I hope everyone else is enjoying whatever holiday preparations you are accustomed to making!  I could use a little more time before Christmas and I feel like I've still got some shopping to do...but I still love it.  I did have one little incident though - of course, since we have a real tree we had plenty of needles on the floor once we finished all the decorating.  I was using our canister vac to clean some of it up when I accidentally nudged the ottoman and some leftover yarn that had been sitting on it fell off.  Before I could react I had managed to suck it into the vacuum.  Of course it got stuck in the hose and I was left trying to figure out how I was going to get a wad of yarn out of this.
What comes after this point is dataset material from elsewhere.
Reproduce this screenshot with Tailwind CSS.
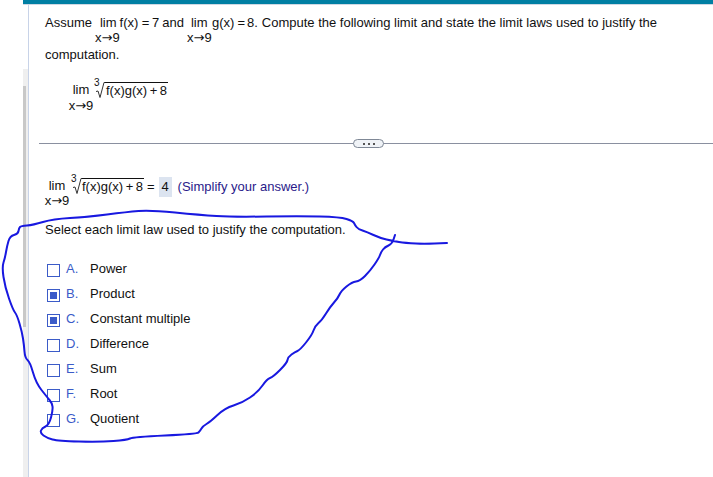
<!DOCTYPE html>
<html lang="en">
  <head>
    <meta charset="UTF-8" />
    <title>Limit laws</title>
    <script src="https://cdn.jsdelivr.net/npm/@tailwindcss/browser@4"></script>
  </head>
  <body class="relative h-[477px] w-[713px] overflow-hidden bg-white font-['Liberation_Sans',Arial,sans-serif] text-[13px] leading-[15px] text-[#111]">
    <!-- page frame -->
    <div class="ml-[23px] flex h-[477px] flex-col">
      <div class="h-1 bg-[#007fa3]"></div>
      <div class="h-px bg-[#cfd8e3]"></div>
      <div class="flex flex-1">
        <!-- scrollbar rail -->
        <div class="mt-[64px] w-[5px] bg-[#efefef]">
          <div class="mt-[17px] h-[241px] w-[3px] bg-[#c8c8c8]"></div>
        </div>
        <div class="w-px bg-[#c8d3e8]"></div>

        <main class="flex-1 pl-4 pt-[9px]">
          <!-- question -->
          <div class="flex h-4 items-end whitespace-nowrap">
            <span>Assume</span>
            <span class="ml-2">lim</span>
            <span class="ml-[3px]">f(x)</span>
            <span class="ml-[3.5px]">=</span>
            <span class="ml-[2.5px]">7</span>
            <span class="ml-[3px]">and</span>
            <span class="ml-[7px]">lim</span>
            <span class="ml-[4.5px]">g(x)</span>
            <span class="ml-[3px]">=</span>
            <span class="ml-[2px]">8.</span>
            <span class="ml-1">Compute the following limit and state the limit laws used to justify the</span>
          </div>
          <div class="flex h-4 leading-4">
            <span class="ml-[50px] w-[92px]">x<span class="font-['DejaVu_Sans']">→</span>9</span>
            <span>x<span class="font-['DejaVu_Sans']">→</span>9</span>
          </div>
          <p class="mt-px">computation.</p>

          <div class="mt-5 ml-[23px] flex items-start">
            <div class="flex w-[26px] flex-col items-center">
              <span>lim</span>
              <span class="mt-[2px] whitespace-nowrap leading-[13px]">x<span class="font-['DejaVu_Sans']">→</span>9</span>
            </div>
            <span class="relative flex">
              <span class="absolute left-0 -top-[4px] text-[10px] leading-[10px]">3</span>
              <svg class="absolute left-[2px] top-0" width="9" height="17" viewBox="0 0 9 17"><path d="M0 9.5 L2 9 L4 15.5 L8 0.5 H9" fill="none" stroke="#333" stroke-width="1"/></svg>
              <span class="ml-[11px] flex w-[63px] whitespace-nowrap border-t border-[#111] pl-px leading-[15px]">f(x)g(x)<span class="ml-[2.5px]">+</span><span class="ml-[2.5px]">8</span></span>
            </span>
          </div>

          <!-- divider -->
          <div class="relative mt-[31px] ml-[-6px] h-px bg-[#8a90a0]">
            <div class="absolute left-[314px] -top-[4px] flex h-[9px] w-[31px] items-center justify-center gap-[3px] rounded-full border border-[#7f8896] bg-[#f0f3f7]">
              <span class="size-[2px] bg-[#555]"></span>
              <span class="size-[2px] bg-[#555]"></span>
              <span class="size-[2px] bg-[#555]"></span>
            </div>
          </div>

          <!-- answer -->
          <div class="mt-[34px] flex items-start">
            <div class="flex w-6 flex-col items-center">
              <span>lim</span>
              <span class="mt-px whitespace-nowrap leading-[13px]">x<span class="font-['DejaVu_Sans']">→</span>9</span>
            </div>
            <span class="relative ml-[2px] flex">
              <span class="absolute left-0 -top-[4px] text-[10px] leading-[10px]">3</span>
              <svg class="absolute left-[2px] top-0" width="9" height="17" viewBox="0 0 9 17"><path d="M0 9.5 L2 9 L4 15.5 L8 0.5 H9" fill="none" stroke="#333" stroke-width="1"/></svg>
              <span class="ml-[11px] flex w-[62px] whitespace-nowrap border-t border-[#111] leading-[15px]">f(x)g(x)<span class="ml-[2.5px]">+</span><span class="ml-[2.5px]">8</span></span>
            </span>
            <span class="ml-[3px] mt-px">=</span>
            <span class="ml-1 -mt-px h-5 w-[13px] bg-[#dce4f0] text-center leading-5">4</span>
            <span class="ml-[6px] mt-px text-[#2a1a8a]">(Simplify your answer.)</span>
          </div>

          <p class="mt-[15px]">Select each limit law used to justify the computation.</p>

          <!-- choices -->
          <ul class="mt-[26px] ml-[2px] flex flex-col gap-[10px]">
            <li class="flex h-[15px] items-center">
              <span class="size-[13px] border border-[#3b5bc8]"></span>
              <span class="ml-[6px] -mt-1 w-[24px] text-[#3b5bc8]">A.</span><span class="-mt-1">Power</span>
            </li>
            <li class="flex h-[15px] items-center">
              <span class="flex size-[13px] items-center justify-center border border-[#3b5bc8]"><span class="size-[7px] bg-[#3b5bc8]"></span></span>
              <span class="ml-[6px] -mt-1 w-[24px] text-[#3b5bc8]">B.</span><span class="-mt-1">Product</span>
            </li>
            <li class="flex h-[15px] items-center">
              <span class="flex size-[13px] items-center justify-center border border-[#3b5bc8]"><span class="size-[7px] bg-[#3b5bc8]"></span></span>
              <span class="ml-[6px] -mt-1 w-[24px] text-[#3b5bc8]">C.</span><span class="-mt-1">Constant multiple</span>
            </li>
            <li class="flex h-[15px] items-center">
              <span class="size-[13px] border border-[#3b5bc8]"></span>
              <span class="ml-[6px] -mt-1 w-[24px] text-[#3b5bc8]">D.</span><span class="-mt-1">Difference</span>
            </li>
            <li class="flex h-[15px] items-center">
              <span class="size-[13px] border border-[#3b5bc8]"></span>
              <span class="ml-[6px] -mt-1 w-[24px] text-[#3b5bc8]">E.</span><span class="-mt-1">Sum</span>
            </li>
            <li class="flex h-[15px] items-center">
              <span class="size-[13px] border border-[#3b5bc8]"></span>
              <span class="ml-[6px] -mt-1 w-[24px] text-[#3b5bc8]">F.</span><span class="-mt-1">Root</span>
            </li>
            <li class="flex h-[15px] items-center">
              <span class="size-[13px] border border-[#3b5bc8]"></span>
              <span class="ml-[6px] -mt-1 w-[24px] text-[#3b5bc8]">G.</span><span class="-mt-1">Quotient</span>
            </li>
          </ul>
        </main>
      </div>
    </div>

    <!-- pen annotation drawn over the page -->
    <svg class="absolute left-0 top-0" width="713" height="477" viewBox="0 0 713 477">
      <path id="pen" fill="none" stroke="#1818e0" stroke-width="2" stroke-linejoin="round" stroke-linecap="round" />
    </svg>
    <script>
      // pen samples read off the screenshot, smoothed with midpoint curves
      const pts = [[447,243],[427,244],[405,243],[393,241],[380,238],[367,232],[358,229],[355,225],[353,221],[340,217],[300,216],[233,217],[200,215],[150,210],[127,212],[87,217],[53,219],[33,225],[21,226],[19,228],[18,234],[10,236],[7,246],[5,258],[2,267],[5,287],[13,310],[17,315],[22,332],[24,345],[25,358],[30,362],[36,383],[47,397],[52,403],[53,410],[49,425],[42,428],[40,433],[47,438],[58,441],[100,442],[127,440],[133,437],[197,434],[200,431],[203,426],[210,422],[225,408],[242,403],[258,392],[267,379],[273,377],[287,363],[288,357],[295,352],[300,350],[312,335],[315,326],[322,320],[330,307],[338,298],[341,291],[352,282],[360,281],[370,271],[379,258],[381,252],[385,247],[392,244],[395,235]];
      let d = `M${pts[0][0]} ${pts[0][1]}`;
      for (let i = 1; i < pts.length - 1; i++) {
        const mx = (pts[i][0] + pts[i + 1][0]) / 2;
        const my = (pts[i][1] + pts[i + 1][1]) / 2;
        d += ` Q${pts[i][0]} ${pts[i][1]} ${mx} ${my}`;
      }
      d += ` L${pts[pts.length - 1][0]} ${pts[pts.length - 1][1]}`;
      document.getElementById("pen").setAttribute("d", d);
    </script>
  </body>
</html>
At first it was pretty close to the straight end, where the hose connects to the vacuum, but in the act of looking for it, I stretched the hose out and the yarn fell out of reach.  I was lost as to how I was going to get the stuff out.  I tried pushing it out with a broom handle but that didn't work, and I didn't see how, even if I could get it down the hose, I would get it past the bended part in the nozzle.

So, I thought about it for a bit, and came up with a solution.


I used highlighter tape to fasten a crochet hook to the end of the broom handle, stuck the broom handle down the hose, and managed to pull up a few strands of the yarn, which I was able to use to pull out the whole wad.


Thank goodness it was leftovers.  It was actually all the yarn I had to pull out of the middle of the second ball of yarn for the Czech socks to get to the right place in the color repeat to start the second sock.

And now...I really need to get back to my knitting before I get behind!